In the new Analytical Tool of Weaponized Outrage, anyone who talks about a group “laughing” at them is, ergo, ipso fantastico, channelling Hitler. Sasha Abramsky does word analysis and finds both Hitler and Trump used the word “laughing” therefore Trump is a neoNazi, white nationalist, fascist (who is, by implication, probably planning to do mass-gassings.)

Trump Echoed Hitler in His Speech Withdrawing From the Paris Climate Accord

Seriously—it’s not a direct quote from the Führer, but it’s perilously close.

 By Sasha Abramsky

Define “perilous”? It used to mean, you know “danger”.

Who is in peril here  — Only the socialist parasites who need a symbolic supranational committee to suck funds from the free west in an effort to change the weather and provide two-week 5-star conference junkets for cult believers.

 On September 30, 1942, shortly after the death camps began gassing Jews, Hitler declared, “In Germany too the Jews once laughed at my prophecies. I don’t know whether they are still laughing, or whether they have already lost the inclination to laugh, but I can assure you that everywhere they will stop laughing. With these prophecies I shall prove to be right.”

 On June 1, 2017, Donald Trump announced that he was pulling America out of the Paris climate accord. “At what point does America get demeaned? At what point do they start laughing at us as a country? We want fair treatment for its citizens and we want fair treatment for our taxpayers. We don’t want other leaders and other countries laughing at us anymore, and they won’t be. They won’t be.”

It’s not a direct quote from Hitler, but it’s perilously close

Define “direct quote”? There no two words used together in the same order. I’d say both were speaking “English”, well, except for Hitler.

The scariest thing is that Abramsky is telling students what a “quote” is:

…as a lecturer in journalism, I know that were a student of mine to try to pass such words off as original, they would be flying perilously close to a plagiarism citation.

At this rate, pretty soon the whole English language will be unusable due to copyright restrictions.

Everyone saying “they’re not laughing now” will need to cite Hitler, 1942.

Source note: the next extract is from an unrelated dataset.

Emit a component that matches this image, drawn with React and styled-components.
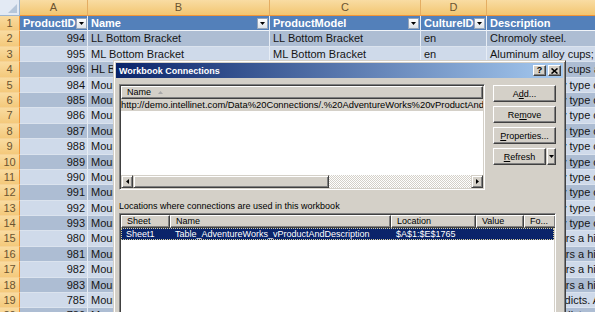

Abramsky argues that any elected leader who says they want to pursue economic policies to help their own citizens is mimicking Hitler:

 It’s not a huge leap from this passage to one from a speech that Hitler gave to party loyalists in Munich on February 24, 1941: “It is intolerable for us to be the puppets of other nations and to have them prescribe for us, for example, what economic policy we are to pursue. We are carrying out the economic policy which is most advantageous to the German people.”

I’ll leave readers to spot all the other past instances where elected leaders talked about their countries being laughed at, or where a policy would not be in their own economic interest. Let’s test Abramsky’s theory. How many of them went on to launch wars and set up genocidal concentration camps?

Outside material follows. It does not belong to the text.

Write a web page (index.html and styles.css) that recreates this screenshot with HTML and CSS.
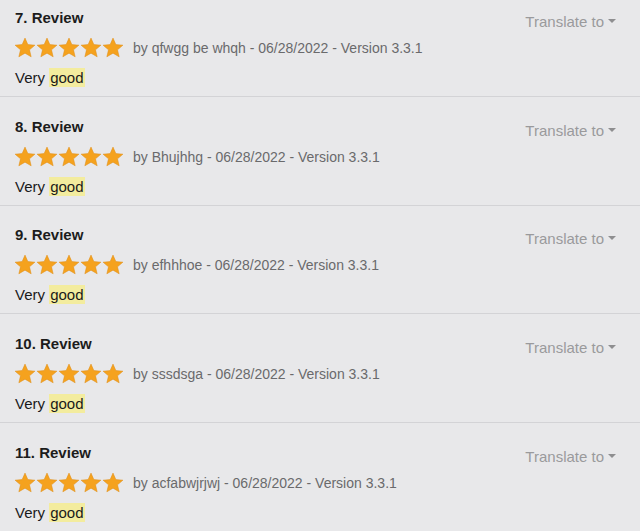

The “Hitler” demonization gets the full fantasy treatment complete with unattributed “rumors”, psychic guesses, and magical language insight:

Throughout Trump’s presidential campaign last year, he was dogged by rumors that he kept a book of Hitler’s speeches on his bedside table. Several of his appointees have links to far-right, neo-Nazi organizations. He has, time and again, retweeted white-nationalist and fascist tweets. He struggled to disavow support from arch-racist and former KKK leader David Duke. And his Svengali, Steve Bannon, is obsessed by nationalism and seems nostalgic for a sort of Third Reich world, in which powerful nations and races impose their might on helpless, and thus rights-less, nations and races.

National policy is not discussed in terms of jobs, employment and GDP, it’s decided by twitter tests. A fake account was set up with Mussolini quotes and eventually Trump retweeted 160 characters that included the deadly words “It is better to live one day as a lion than 100 years as a sheep.” Since this was a Mussolini quote, Trump can therefore be called a “fascist white nationalist” in the cult-analysis.

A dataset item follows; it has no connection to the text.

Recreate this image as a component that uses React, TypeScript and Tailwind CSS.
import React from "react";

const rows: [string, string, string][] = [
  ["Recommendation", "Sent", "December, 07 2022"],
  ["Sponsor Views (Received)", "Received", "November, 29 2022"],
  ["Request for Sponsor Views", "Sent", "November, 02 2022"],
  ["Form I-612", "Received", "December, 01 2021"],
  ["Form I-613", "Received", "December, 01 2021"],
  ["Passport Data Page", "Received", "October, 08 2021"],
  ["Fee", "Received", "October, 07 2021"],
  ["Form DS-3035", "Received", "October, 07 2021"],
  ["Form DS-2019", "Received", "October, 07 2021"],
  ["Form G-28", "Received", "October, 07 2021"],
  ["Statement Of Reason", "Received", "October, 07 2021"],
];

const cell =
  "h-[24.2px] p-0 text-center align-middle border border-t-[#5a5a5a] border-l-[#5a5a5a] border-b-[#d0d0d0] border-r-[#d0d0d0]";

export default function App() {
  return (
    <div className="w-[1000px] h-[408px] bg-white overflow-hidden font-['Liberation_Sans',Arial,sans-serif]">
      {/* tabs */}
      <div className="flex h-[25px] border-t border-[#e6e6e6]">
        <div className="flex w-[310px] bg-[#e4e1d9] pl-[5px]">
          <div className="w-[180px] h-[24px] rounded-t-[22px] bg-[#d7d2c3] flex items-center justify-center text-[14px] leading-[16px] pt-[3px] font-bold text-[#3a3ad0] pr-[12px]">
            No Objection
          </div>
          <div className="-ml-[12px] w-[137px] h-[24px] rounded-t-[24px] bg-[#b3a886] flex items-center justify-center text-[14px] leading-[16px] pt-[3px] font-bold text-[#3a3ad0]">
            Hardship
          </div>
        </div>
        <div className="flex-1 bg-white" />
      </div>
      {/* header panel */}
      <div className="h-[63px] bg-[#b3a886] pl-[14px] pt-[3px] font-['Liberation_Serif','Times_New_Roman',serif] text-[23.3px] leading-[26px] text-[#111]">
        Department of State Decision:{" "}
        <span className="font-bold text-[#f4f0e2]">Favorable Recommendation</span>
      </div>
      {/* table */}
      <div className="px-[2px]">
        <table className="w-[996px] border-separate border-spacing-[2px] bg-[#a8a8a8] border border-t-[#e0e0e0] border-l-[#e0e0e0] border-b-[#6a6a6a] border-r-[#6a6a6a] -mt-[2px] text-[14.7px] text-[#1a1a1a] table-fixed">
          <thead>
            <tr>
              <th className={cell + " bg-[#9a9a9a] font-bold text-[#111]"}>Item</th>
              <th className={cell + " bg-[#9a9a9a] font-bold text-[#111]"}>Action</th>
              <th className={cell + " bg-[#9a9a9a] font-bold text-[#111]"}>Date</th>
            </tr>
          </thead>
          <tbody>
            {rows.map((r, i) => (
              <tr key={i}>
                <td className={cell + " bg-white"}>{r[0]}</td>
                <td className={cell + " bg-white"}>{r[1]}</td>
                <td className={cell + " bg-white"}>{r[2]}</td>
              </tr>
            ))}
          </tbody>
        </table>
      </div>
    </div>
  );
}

The Gawker website said it had created “a Twitter bot that would post quotes from the writings and speeches of… Mussolini” at Mr Trump until he eventually retweeted one.

Last year, we set a trap for Trump. We came up with the idea for that Mussolini bot under the assumption that Trump would retweet just about anything, no matter how dubious or vile the source, as long as it sounded like praise for himself. (It helps that that a number of Mussolini’s quotes sound plausibly like lines from Trump’s myriad books.) The account, @ilduce2016, was created by Gawker senior writer Ashley Feinberg and Gawker Media Editorial Labs director Adam Pash. It has tweeted solely at Donald Trump, multiple times a day, since December 2015.

It is just advanced trickster namecalling, where even spending two seconds clicking “retweet” on a non-controversial message gets cited as a “link”, an “echo” and support for a “rumor” that someone admires systematic massacre.

A few hundred years ago witch hunters used the same techniques.